«Ho perso troppe cose belle È tutta colpa dell’anoressia»

Il racconto di Gioia 1980, una donna che combatte da 18 anni una battaglia contro la malattia

di Patrizia Todesco

Tutto è iniziato con una banale dieta perché sua sorella era più magra e lei la vedeva bellissima. Settimana dopo settimana la dieta e il peso hanno iniziato però a diventare un’ossessione fino alla diagnosi: anoressia. Gioia 1980, così vuole chiamarsi questa donna, all’epoca aveva appena 18 anni. Oggi ne ha 36, e tuttora, purtroppo, deve fare i conti con questo enorme problema che condiziona pesantemente la sua vita.

Eppure questa donna vuole gridare a gran voce la voglia di farcela e rincuorare le persone che, nella sua stessa situazione, dicono di voler mollare. «Sono arrivata a pesare 34 chili per 164 centimetri di altezza. Ora va un po’ meglio, sono 50 chili, e sto cercando di riprendermi alimentandomi un po’ di più, anche perché so che è l’unico modo per sopravvivere».

Eppure mangiare è un qualcosa che per questa donna non è ancora un gesto naturale. Riuscire a mandare giù 30 grammi di riso, per lei, può voler dire non mangiare più nulla per due giorni perché quel quantitativo, per il suo stomaco ridotto, è già troppo.

Dopo un ricovero in ospedale, nonostante il fisico debilitato che al momento le impedisce di andare a lavorare, questa donna ha molte speranze. C’è un compagno con il quale vuole costruire un futuro. C’è l’estrema determinazione a non far vincere la malattia. C’è la voglia di godersi la vita.

«Urlo che ce la possiamo fare perché vedo attorno a me persone che si stanno arrendendo. Una mia amica, ad esempio, sta combattendo l’anoressia da 5 anni, ha due bambini, ma dice di non farcela più. Io invece dico che dobbiamo reagire».

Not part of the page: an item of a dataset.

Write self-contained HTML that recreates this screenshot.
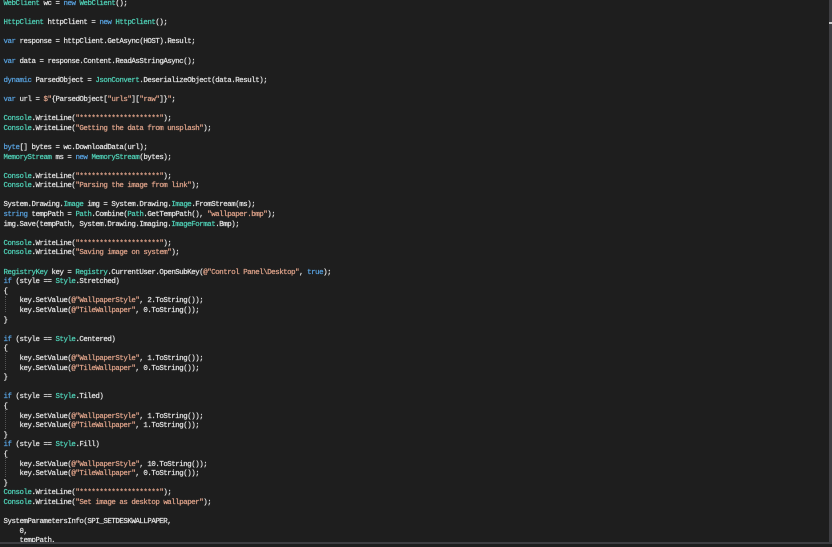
<!DOCTYPE html>
<html><head><meta charset="utf-8">
<style>
html,body{margin:0;padding:0;background:#1e1e1e;width:832px;height:544px;overflow:hidden}
pre{position:absolute;left:3.5px;top:0;margin:0;font-family:"Liberation Mono",monospace;font-size:7.4px;letter-spacing:-.44px;line-height:9.6px;color:#dcdcdc;filter:blur(.3px);-webkit-text-stroke:.15px currentColor;text-shadow:0 0 .4px currentColor}
.t{color:#4ec9b0}.k{color:#569cd6}.s{color:#d69d85}
.g{position:absolute;left:5px;width:0;border-left:1px dotted #555}
#r{position:absolute;left:829px;top:0;width:3px;height:544px;background:#3e3e42}
#b{position:absolute;left:0;top:542px;width:832px;height:2px;background:#3e3e42}
#m{position:absolute;left:829px;top:22px;width:3px;height:2px;background:#c8c8c8}
</style></head><body>
<pre><span class="t">WebClient</span> wc = <span class="k">new</span> <span class="t">WebClient</span>();

<span class="t">HttpClient</span> httpClient = <span class="k">new</span> <span class="t">HttpClient</span>();

<span class="k">var</span> response = httpClient.GetAsync(HOST).Result;

<span class="k">var</span> data = response.Content.ReadAsStringAsync();

<span class="k">dynamic</span> ParsedObject = <span class="t">JsonConvert</span>.DeserializeObject(data.Result);

<span class="k">var</span> url = <span class="s">$"</span>{ParsedObject[<span class="s">"urls"</span>][<span class="s">"raw"</span>]}<span class="s">"</span>;

<span class="t">Console</span>.WriteLine(<span class="s">"********************"</span>);
<span class="t">Console</span>.WriteLine(<span class="s">"Getting the data from unsplash"</span>);

<span class="k">byte</span>[] bytes = wc.DownloadData(url);
<span class="t">MemoryStream</span> ms = <span class="k">new</span> <span class="t">MemoryStream</span>(bytes);

<span class="t">Console</span>.WriteLine(<span class="s">"********************"</span>);
<span class="t">Console</span>.WriteLine(<span class="s">"Parsing the image from link"</span>);

System.Drawing.<span class="t">Image</span> img = System.Drawing.<span class="t">Image</span>.FromStream(ms);
<span class="k">string</span> tempPath = <span class="t">Path</span>.Combine(<span class="t">Path</span>.GetTempPath(), <span class="s">"wallpaper.bmp"</span>);
img.Save(tempPath, System.Drawing.Imaging.<span class="t">ImageFormat</span>.Bmp);

<span class="t">Console</span>.WriteLine(<span class="s">"********************"</span>);
<span class="t">Console</span>.WriteLine(<span class="s">"Saving image on system"</span>);

<span class="t">RegistryKey</span> key = <span class="t">Registry</span>.CurrentUser.OpenSubKey(<span class="s">@"Control Panel\Desktop"</span>, <span class="k">true</span>);
<span class="k">if</span> (style == <span class="t">Style</span>.Stretched)
{
    key.SetValue(<span class="s">@"WallpaperStyle"</span>, 2.ToString());
    key.SetValue(<span class="s">@"TileWallpaper"</span>, 0.ToString());
}

<span class="k">if</span> (style == <span class="t">Style</span>.Centered)
{
    key.SetValue(<span class="s">@"WallpaperStyle"</span>, 1.ToString());
    key.SetValue(<span class="s">@"TileWallpaper"</span>, 0.ToString());
}

<span class="k">if</span> (style == <span class="t">Style</span>.Tiled)
{
    key.SetValue(<span class="s">@"WallpaperStyle"</span>, 1.ToString());
    key.SetValue(<span class="s">@"TileWallpaper"</span>, 1.ToString());
}
<span class="k">if</span> (style == <span class="t">Style</span>.Fill)
{
    key.SetValue(<span class="s">@"WallpaperStyle"</span>, 10.ToString());
    key.SetValue(<span class="s">@"TileWallpaper"</span>, 0.ToString());
}
<span class="t">Console</span>.WriteLine(<span class="s">"********************"</span>);
<span class="t">Console</span>.WriteLine(<span class="s">"Set image as desktop wallpaper"</span>);

SystemParametersInfo(SPI_SETDESKWALLPAPER,
    0,
    tempPath,</pre>
<div class="g" style="top:296px;height:16px"></div>
<div class="g" style="top:353px;height:17px"></div>
<div class="g" style="top:410px;height:19px"></div>
<div class="g" style="top:458px;height:19px"></div>
<div id="r"></div><div id="m"></div><div id="b"></div>
</body></html>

E per questo ha scritto una lettera. «Cara anoressia - scrive - a volte ci penso, tu cosa mi stai dando? E cosa mi hai dato? Mi hai fatto perdere tante cose belle della vita. Mi hai fatto perdere tempo che potevo passare in famiglia, con amici. Attimi in cui potevo essere altrove, magari in giro per il mondo. Invece no, mi hai tenuta lontana dalle braccia delle persone che amavo e che amo. Mi ha fatto perdere tante emozioni. Se solo riuscissi a pensare meno al mio aspetto esterno, se mi accettassi per come sono, se fossi priva di quel desiderio che spinge ad avere sempre di più da ogni cosa... quanta gioia avrei intorno».
Il ragionamento della ragazza è lucido, toccante, elaborato da una persona che vorrebbe tanto essere serena ma che ancora non è riuscita nell’obiettivo.

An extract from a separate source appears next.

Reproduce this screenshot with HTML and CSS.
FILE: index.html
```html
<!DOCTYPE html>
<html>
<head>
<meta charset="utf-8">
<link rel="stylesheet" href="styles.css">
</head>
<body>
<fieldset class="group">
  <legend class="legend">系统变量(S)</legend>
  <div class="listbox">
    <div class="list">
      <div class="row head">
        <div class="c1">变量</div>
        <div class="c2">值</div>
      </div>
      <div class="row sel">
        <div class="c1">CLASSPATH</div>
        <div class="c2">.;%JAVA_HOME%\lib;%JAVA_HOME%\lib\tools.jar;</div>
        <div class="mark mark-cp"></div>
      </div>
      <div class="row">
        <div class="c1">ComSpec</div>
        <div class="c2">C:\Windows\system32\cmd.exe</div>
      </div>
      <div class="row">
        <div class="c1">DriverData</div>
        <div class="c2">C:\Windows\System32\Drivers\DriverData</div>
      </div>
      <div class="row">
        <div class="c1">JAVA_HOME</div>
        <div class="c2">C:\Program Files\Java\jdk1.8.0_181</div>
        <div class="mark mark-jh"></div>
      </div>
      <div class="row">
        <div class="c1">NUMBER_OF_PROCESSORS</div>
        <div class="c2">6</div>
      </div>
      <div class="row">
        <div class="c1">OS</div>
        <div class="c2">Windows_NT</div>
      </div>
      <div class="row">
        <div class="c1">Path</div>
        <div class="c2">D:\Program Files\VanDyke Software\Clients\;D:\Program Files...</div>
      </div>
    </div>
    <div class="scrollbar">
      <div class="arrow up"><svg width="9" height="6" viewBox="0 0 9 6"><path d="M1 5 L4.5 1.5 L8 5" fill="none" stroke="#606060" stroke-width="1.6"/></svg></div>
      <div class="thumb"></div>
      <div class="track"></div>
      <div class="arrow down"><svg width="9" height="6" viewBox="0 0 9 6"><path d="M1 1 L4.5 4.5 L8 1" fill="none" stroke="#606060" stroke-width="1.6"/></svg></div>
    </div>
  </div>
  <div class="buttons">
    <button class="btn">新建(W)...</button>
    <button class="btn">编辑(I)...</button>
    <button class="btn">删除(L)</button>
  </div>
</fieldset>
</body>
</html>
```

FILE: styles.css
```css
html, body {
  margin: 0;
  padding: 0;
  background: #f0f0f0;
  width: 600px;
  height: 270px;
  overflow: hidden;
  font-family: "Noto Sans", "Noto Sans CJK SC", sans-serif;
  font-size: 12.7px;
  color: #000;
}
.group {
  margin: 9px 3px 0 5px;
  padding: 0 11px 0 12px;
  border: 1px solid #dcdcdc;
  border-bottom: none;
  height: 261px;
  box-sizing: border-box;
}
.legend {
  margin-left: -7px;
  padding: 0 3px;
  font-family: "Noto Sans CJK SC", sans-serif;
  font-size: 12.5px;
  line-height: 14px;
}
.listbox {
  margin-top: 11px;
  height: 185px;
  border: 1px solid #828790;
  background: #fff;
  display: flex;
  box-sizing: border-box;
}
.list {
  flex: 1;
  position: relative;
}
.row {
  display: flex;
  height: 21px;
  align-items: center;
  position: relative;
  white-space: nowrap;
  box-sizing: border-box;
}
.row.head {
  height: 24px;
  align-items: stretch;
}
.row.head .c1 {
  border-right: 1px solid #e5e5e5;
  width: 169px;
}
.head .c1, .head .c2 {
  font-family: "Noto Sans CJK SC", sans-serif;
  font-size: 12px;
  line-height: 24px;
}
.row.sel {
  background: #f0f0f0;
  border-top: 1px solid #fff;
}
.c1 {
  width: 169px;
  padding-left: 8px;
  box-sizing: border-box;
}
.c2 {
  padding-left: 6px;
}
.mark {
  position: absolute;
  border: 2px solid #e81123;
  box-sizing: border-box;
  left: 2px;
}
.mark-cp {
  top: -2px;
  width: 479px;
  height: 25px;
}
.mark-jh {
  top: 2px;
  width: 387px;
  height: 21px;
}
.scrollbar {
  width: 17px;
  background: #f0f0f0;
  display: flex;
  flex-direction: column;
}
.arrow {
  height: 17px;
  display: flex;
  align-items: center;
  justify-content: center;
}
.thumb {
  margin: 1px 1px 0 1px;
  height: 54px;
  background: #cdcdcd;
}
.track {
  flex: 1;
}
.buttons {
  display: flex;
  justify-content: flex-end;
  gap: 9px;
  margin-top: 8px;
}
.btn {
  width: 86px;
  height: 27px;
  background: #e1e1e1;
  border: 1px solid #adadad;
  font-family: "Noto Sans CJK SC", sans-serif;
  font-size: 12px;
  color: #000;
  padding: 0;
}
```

«La felicità non è fatta di momenti importanti e unici, esiste una felicità quotidiana data dallo “stare bene”. Riuscirei, “maledetta anoressia”, ad apprezzare al massimo ogni cosa. Ad esempio la carezza di una madre, passare del tempo con il mio compagno, sorridere davanti ad un cioccolatino, apprezzare il bello del mondo, la semplicità di un fiore che sboccia, il calore del sole d’state, lo splendore della neve in inverno.

La felicità esiste ovunque, possiamo scegliere di godercela, o di continuare a restare con i piedi nel fango. Facendoci portare via il sorriso, e a poco a poco, farci rubare la speranza di gioire. Da te “crudele anoressia”. Proviamo a chiudere gli occhi, e riaprirli cercando di vedere le cose belle che ci capitano. Capita che gli altri ci vedano sorridere, scherzare e pensino che vada tutto bene».

L’essere e l’apparire, il come si è e il come ci si mostra agli altri sembrano essere su due piani diversi. «Ci si mostra forti per non avere compassione, per non fare pietà, e intanto dentro si sente il vuoto. Però ho scoperto che si può soffrire, ma avere una voglia pazzesca di stare bene, una voglia matta di farcela a superare tutto.

Possiamo vincere, io ne sono convinta. Per questo grido a tutti: non mollate! Sono sicura che arriverà anche per noi il momento di essere belle dentro e fuori, e sorridere felici. Basta non smettere mai di crederci».

In Trentino, nel 2015, erano circa 300 i pazienti in carico al Centro dei disturbi del comportamento alimentare. Di questi 124 erano nuovi. L’età media è piuttosto bassa e le donne sono la stragrande maggioranza.

I dati evidenziano che ci sono persone che rimangono in cura per parecchi anni, ma che c’è anche un buon turn over con pazienti i quali, dopo un periodo di terapia, riescono a riprendere una vita normale.